Arte
Gómez Isla comenta el retrato del Poeta Antonio Colinas de Carralero
No recuerdo si la primera vez que vi el retrato de Colinas fue en el propio estudio de Pepe Carralero o en León, donde la Diputación le dedicó al pintor una retrospectiva en la Sala Provincia. En todo caso, lo que sí recuerdo es que eso fue hace ya casi veinte años, cuando aún no conocía en persona al retratado. Sin embargo, eso no fue impedimento para imaginar a través de este retrato cómo podría ser la personalidad del poeta a quien más tarde leería con fruición. Recuerdo que, cuando lo llegué a conocer, personalmente y a través de su obra, pensé que no estaba equivocado al aventurar mi hipótesis sobre cómo lo había imaginado.
El trazo firme y valiente de cada pincelada, el arrastrado vibrante del pincel sobre la tela, los trazos superpuestos de color que dejan entrever casi siempre lo que está debajo, van construyendo la arquitectura del personaje, como tallado a cuchillo, cincelando y modelando el rostro con la luz, sin ocultar la estructura primigenia de las primeras capas. Siempre me ha cautivado este retrato. No es osado decir que me recuerda al mejor Velázquez, retratando al que fuera su sirviente y ayudante, el también pintor Juan de Pareja, una magnífica obra en la que retrata no sólo al personaje sino también la dignidad del alma de quien posa y donde se trasluce inevitablemente el profundo respeto que se profesaban el pintor y el retratado.

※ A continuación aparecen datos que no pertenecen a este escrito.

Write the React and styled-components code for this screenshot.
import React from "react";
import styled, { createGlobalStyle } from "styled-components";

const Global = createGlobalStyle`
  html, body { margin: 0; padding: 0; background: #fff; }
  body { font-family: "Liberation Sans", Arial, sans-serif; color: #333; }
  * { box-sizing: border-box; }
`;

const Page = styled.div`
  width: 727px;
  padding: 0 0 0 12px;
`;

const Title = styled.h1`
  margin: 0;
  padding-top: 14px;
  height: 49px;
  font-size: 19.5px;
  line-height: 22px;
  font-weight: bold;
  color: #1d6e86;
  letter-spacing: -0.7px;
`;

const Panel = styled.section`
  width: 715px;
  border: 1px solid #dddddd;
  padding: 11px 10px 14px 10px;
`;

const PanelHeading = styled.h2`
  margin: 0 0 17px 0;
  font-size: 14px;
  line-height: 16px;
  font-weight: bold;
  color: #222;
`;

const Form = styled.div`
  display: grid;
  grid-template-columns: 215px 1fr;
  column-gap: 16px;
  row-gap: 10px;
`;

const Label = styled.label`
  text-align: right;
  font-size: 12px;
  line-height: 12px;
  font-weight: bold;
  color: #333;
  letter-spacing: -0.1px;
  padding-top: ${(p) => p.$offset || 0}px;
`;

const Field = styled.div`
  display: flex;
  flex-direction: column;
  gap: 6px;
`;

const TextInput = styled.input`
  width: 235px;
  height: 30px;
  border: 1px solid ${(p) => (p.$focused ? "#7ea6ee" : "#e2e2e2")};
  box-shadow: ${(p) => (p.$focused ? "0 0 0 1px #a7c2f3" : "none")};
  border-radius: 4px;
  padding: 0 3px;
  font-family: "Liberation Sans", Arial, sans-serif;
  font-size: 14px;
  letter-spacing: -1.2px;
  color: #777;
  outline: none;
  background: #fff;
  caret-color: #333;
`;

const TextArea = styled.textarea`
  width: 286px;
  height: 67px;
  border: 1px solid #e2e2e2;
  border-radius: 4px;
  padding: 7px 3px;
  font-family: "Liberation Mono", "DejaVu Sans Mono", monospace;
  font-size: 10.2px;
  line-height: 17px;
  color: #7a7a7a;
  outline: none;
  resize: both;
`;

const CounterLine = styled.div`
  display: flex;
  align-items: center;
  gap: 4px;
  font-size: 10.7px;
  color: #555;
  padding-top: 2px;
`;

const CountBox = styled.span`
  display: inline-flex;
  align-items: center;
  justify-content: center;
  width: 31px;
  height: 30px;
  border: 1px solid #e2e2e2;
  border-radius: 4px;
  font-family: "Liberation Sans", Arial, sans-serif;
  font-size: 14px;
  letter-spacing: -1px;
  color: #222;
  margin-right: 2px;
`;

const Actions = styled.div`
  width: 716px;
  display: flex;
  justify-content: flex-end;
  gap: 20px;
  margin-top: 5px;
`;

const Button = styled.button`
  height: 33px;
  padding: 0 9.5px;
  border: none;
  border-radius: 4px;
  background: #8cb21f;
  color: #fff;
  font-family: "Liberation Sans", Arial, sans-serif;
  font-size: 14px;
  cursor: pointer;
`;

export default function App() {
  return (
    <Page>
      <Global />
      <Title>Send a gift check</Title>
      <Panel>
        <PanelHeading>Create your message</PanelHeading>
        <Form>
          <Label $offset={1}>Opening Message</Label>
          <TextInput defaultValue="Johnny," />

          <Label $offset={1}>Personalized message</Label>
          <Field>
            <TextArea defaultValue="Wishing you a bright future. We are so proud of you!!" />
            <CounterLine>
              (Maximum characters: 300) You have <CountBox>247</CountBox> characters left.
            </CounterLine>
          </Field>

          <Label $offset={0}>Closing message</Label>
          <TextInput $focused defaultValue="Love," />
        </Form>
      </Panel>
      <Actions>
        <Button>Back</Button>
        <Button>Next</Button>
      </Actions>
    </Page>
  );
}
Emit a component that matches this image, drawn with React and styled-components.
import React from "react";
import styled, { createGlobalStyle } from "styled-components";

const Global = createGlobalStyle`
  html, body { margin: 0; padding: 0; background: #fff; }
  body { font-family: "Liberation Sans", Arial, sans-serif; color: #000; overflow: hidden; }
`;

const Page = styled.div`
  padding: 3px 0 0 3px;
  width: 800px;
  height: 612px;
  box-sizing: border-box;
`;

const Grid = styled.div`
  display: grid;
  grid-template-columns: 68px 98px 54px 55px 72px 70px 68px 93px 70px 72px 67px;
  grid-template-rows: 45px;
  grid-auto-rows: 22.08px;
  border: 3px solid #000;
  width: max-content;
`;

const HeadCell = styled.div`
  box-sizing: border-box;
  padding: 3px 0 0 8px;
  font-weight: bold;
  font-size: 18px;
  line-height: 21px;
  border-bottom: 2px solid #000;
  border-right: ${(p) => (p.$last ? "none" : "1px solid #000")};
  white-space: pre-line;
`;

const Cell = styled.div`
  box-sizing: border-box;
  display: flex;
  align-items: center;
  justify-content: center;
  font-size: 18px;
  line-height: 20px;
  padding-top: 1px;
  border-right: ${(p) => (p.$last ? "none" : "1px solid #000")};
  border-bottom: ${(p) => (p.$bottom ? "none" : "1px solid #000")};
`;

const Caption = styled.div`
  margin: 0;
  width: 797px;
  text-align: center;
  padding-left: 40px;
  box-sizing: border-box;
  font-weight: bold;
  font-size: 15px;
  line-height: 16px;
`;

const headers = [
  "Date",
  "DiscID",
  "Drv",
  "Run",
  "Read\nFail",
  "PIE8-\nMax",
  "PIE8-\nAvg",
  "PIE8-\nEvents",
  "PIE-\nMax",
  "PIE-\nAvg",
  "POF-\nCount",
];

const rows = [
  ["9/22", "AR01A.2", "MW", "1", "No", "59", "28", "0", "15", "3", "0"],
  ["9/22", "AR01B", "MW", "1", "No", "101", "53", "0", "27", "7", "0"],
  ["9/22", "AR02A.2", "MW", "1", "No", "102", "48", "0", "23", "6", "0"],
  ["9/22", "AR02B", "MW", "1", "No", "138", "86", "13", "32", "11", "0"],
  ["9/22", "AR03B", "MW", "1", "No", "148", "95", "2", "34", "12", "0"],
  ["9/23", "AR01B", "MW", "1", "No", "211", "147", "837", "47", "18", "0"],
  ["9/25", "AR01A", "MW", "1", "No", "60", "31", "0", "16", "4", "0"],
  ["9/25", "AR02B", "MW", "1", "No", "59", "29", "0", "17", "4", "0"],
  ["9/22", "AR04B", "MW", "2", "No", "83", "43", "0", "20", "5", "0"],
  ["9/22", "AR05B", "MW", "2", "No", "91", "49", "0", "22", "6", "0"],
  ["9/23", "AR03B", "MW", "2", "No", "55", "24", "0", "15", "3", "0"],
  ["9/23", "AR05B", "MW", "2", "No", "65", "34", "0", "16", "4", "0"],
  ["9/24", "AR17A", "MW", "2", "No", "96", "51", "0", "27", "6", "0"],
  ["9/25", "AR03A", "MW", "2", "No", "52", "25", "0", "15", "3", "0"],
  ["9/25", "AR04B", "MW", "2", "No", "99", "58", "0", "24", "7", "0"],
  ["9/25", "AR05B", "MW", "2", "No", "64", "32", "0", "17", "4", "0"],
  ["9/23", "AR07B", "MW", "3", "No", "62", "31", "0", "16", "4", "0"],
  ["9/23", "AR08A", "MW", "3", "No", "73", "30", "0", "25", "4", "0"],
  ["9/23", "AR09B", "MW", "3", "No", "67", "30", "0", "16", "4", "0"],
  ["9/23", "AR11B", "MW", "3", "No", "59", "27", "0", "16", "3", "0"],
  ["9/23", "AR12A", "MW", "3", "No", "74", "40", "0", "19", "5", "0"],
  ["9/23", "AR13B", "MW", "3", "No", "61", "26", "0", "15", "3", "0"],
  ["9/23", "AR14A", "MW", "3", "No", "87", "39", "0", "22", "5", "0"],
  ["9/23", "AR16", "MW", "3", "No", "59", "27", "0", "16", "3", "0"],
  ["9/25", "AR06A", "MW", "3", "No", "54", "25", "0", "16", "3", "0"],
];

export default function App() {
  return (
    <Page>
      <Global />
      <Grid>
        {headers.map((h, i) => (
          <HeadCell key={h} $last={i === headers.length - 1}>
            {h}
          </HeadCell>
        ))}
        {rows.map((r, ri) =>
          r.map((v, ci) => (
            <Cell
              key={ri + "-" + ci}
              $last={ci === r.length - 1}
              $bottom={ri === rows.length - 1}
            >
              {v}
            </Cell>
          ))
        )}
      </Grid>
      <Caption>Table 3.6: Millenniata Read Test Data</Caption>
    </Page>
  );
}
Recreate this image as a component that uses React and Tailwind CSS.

Sólo así es posible capturar con pinceladas abruptas, expresivas, pero al mismo tiempo medidas y certeras, la serenidad de este rostro de Antonio Colinas. Pero, junto a esa serenidad, también está presente la fuerza de la mirada y su sentir reflexivo, casi melancólico diría yo, del poeta que emerge desde un fondo oscuro y terroso.
Ese amor infinito por lo que uno ve (sólo se puede amar aquello que se conoce), es lo que ha reflejado Carralero en este rostro o en otras tantas obras donde, ya sea la figura o el paisaje, sus motivos son igualmente sometidos a la clarividencia de un pincel alerta, atento al espíritu que subyace tras la superficie y a la apariencia de lo real.
Como ocurre con ese otro gran retratista holandés, esta obra también me seduce porque en ella veo surgir de la oscuridad la figura del viejo Rembrandt riendo sarcásticamente en el que fuera su último autorretrato, caracterizado como Zeuxis, emergiendo de las sombras con una pincelada gruesa, entre ocres amarillos y dorados, aparentemente distraída, pero infinitamente sabia y honesta, como ésta que ahora nos ocupa.